(Pages as source code)
***

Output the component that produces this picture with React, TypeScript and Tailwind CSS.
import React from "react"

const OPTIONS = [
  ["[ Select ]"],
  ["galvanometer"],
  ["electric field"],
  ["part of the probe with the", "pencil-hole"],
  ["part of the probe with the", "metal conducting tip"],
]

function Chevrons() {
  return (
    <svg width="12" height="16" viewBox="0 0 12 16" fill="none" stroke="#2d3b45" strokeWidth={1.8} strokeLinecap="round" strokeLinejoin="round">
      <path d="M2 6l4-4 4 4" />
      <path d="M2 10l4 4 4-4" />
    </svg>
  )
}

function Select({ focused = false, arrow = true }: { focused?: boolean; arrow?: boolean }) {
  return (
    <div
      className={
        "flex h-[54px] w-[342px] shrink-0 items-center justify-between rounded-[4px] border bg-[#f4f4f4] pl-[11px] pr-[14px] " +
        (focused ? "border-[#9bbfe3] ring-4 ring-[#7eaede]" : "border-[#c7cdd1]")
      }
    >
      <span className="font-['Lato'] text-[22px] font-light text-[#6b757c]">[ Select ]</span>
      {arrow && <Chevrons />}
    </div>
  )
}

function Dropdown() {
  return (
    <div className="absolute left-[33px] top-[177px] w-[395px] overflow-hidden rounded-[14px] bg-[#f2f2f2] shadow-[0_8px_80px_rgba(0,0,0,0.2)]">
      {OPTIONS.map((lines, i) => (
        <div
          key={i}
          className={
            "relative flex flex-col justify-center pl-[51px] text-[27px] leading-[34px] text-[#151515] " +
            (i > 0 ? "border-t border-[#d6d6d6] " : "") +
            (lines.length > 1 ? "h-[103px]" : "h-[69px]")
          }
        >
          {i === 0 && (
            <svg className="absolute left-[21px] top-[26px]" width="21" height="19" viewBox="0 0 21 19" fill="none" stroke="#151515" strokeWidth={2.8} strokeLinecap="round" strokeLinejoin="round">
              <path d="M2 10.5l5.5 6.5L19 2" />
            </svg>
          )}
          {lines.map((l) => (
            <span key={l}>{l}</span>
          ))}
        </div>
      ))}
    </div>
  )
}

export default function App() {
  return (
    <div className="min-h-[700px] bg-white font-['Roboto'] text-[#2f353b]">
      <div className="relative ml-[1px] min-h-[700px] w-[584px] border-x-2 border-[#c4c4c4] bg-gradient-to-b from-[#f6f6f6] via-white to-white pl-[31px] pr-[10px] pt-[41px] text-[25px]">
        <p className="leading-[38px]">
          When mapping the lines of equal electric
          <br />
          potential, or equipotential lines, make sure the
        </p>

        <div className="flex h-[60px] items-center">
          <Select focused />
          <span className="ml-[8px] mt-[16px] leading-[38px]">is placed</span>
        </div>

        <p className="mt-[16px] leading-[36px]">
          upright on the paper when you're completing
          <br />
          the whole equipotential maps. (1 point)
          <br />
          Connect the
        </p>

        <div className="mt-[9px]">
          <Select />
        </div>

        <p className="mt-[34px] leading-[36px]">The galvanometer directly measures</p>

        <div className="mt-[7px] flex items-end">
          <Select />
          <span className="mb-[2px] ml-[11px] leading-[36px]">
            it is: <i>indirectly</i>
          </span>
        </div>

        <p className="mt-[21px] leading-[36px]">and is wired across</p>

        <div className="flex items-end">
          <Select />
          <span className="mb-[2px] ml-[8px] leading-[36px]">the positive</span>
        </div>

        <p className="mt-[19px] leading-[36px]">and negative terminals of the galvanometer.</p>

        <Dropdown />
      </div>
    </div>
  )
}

***

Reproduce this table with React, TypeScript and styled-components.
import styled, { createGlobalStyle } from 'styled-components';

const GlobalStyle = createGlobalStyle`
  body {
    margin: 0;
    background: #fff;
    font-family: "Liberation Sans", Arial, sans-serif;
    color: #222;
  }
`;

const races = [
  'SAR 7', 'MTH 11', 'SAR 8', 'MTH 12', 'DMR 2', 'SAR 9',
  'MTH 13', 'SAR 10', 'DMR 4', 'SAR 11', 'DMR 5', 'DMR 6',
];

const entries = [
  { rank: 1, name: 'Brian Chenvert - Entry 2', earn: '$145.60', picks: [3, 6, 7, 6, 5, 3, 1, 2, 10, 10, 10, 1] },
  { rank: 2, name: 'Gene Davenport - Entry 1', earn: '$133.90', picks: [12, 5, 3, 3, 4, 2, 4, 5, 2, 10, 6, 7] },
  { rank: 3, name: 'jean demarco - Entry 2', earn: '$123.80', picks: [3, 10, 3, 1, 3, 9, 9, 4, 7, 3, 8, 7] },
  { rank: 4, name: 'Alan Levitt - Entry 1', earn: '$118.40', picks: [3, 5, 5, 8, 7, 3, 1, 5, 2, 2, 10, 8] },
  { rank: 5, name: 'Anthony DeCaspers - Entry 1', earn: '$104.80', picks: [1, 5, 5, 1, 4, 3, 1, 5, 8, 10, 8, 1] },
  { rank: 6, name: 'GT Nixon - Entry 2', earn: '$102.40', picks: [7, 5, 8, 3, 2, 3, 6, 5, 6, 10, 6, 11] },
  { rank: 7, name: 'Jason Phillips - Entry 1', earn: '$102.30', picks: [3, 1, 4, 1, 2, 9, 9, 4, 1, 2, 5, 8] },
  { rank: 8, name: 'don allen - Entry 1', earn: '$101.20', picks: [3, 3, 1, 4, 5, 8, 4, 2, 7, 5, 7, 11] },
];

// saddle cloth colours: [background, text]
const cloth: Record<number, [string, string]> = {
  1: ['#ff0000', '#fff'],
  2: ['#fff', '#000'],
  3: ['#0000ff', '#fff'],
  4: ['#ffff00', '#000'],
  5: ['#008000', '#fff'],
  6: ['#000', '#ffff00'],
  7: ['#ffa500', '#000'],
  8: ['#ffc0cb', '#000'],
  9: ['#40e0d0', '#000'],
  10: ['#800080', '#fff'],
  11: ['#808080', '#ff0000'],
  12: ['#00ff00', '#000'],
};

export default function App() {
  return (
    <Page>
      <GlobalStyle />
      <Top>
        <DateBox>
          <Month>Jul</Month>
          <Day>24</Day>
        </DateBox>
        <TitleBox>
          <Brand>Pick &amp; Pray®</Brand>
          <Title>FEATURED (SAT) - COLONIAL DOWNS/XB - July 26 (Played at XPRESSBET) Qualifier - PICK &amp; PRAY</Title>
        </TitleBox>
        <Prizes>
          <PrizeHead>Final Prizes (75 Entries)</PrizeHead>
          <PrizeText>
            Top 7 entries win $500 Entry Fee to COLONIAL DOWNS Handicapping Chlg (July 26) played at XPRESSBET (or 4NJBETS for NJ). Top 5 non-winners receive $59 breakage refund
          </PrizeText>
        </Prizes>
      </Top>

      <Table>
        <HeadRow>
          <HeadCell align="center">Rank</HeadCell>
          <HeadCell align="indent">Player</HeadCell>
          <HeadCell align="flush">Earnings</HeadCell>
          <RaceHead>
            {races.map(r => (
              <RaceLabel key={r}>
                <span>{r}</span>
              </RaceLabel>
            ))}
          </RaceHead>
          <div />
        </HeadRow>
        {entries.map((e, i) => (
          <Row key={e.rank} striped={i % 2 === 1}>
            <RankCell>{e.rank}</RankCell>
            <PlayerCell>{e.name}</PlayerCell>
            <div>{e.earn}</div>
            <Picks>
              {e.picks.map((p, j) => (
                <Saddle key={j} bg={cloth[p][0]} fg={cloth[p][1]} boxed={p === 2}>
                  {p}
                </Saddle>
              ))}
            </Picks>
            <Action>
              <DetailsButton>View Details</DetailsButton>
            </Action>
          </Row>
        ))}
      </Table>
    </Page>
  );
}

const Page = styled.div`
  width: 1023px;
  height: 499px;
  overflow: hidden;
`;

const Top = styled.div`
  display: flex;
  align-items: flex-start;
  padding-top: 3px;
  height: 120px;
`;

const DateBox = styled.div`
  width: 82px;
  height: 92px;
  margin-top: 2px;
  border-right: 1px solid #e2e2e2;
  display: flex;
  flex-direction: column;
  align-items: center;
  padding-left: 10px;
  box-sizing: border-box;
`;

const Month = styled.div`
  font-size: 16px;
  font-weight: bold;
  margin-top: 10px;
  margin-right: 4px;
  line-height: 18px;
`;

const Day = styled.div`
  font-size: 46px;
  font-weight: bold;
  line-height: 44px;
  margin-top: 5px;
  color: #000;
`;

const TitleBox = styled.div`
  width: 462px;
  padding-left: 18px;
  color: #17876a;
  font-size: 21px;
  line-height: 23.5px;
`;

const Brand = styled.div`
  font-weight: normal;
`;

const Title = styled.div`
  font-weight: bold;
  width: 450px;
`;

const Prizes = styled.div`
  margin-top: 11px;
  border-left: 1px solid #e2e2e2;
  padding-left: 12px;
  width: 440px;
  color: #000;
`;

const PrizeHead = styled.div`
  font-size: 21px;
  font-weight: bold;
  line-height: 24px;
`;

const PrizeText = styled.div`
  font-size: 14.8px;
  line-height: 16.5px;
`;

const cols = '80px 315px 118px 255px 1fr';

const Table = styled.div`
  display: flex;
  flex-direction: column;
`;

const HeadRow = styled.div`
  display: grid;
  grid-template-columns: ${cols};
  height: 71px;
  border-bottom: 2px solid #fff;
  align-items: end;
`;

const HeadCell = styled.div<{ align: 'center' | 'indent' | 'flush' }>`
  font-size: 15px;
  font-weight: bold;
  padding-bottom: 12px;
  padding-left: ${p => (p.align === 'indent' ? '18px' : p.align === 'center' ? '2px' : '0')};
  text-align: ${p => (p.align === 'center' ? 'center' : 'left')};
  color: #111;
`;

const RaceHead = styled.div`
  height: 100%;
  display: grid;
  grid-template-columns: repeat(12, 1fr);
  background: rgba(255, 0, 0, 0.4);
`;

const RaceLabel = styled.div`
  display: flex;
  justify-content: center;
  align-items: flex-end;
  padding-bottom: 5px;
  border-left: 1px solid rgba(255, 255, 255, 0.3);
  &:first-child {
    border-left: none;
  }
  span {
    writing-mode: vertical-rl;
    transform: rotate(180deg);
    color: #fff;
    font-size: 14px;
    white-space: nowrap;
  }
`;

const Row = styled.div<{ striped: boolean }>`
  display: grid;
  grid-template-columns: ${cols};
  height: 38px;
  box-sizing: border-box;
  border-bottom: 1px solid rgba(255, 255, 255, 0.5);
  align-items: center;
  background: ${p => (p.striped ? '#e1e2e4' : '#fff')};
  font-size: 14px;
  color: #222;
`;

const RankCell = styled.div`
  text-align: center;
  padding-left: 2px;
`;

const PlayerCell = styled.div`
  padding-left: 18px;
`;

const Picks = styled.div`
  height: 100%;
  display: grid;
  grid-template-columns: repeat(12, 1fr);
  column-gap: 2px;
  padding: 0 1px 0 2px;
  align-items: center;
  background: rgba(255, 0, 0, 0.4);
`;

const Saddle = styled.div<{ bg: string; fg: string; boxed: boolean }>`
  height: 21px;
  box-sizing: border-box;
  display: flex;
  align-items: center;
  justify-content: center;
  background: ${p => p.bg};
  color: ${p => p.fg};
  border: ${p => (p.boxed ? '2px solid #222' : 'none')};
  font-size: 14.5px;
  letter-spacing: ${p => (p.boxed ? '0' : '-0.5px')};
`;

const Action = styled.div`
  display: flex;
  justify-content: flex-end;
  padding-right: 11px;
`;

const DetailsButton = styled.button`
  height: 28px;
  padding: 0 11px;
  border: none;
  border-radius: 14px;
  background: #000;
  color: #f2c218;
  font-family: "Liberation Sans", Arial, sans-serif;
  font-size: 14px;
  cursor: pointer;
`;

***

# Aim of the exercise:
Copy and report every line where the word "with" is present.

# Solution to the exercise:
Output the component that produces this picture with React, TypeScript and Tailwind CSS.
  ["part of the probe with the", "pencil-hole"],
  ["part of the probe with the", "metal conducting tip"],
Reproduce this table with React, TypeScript and styled-components.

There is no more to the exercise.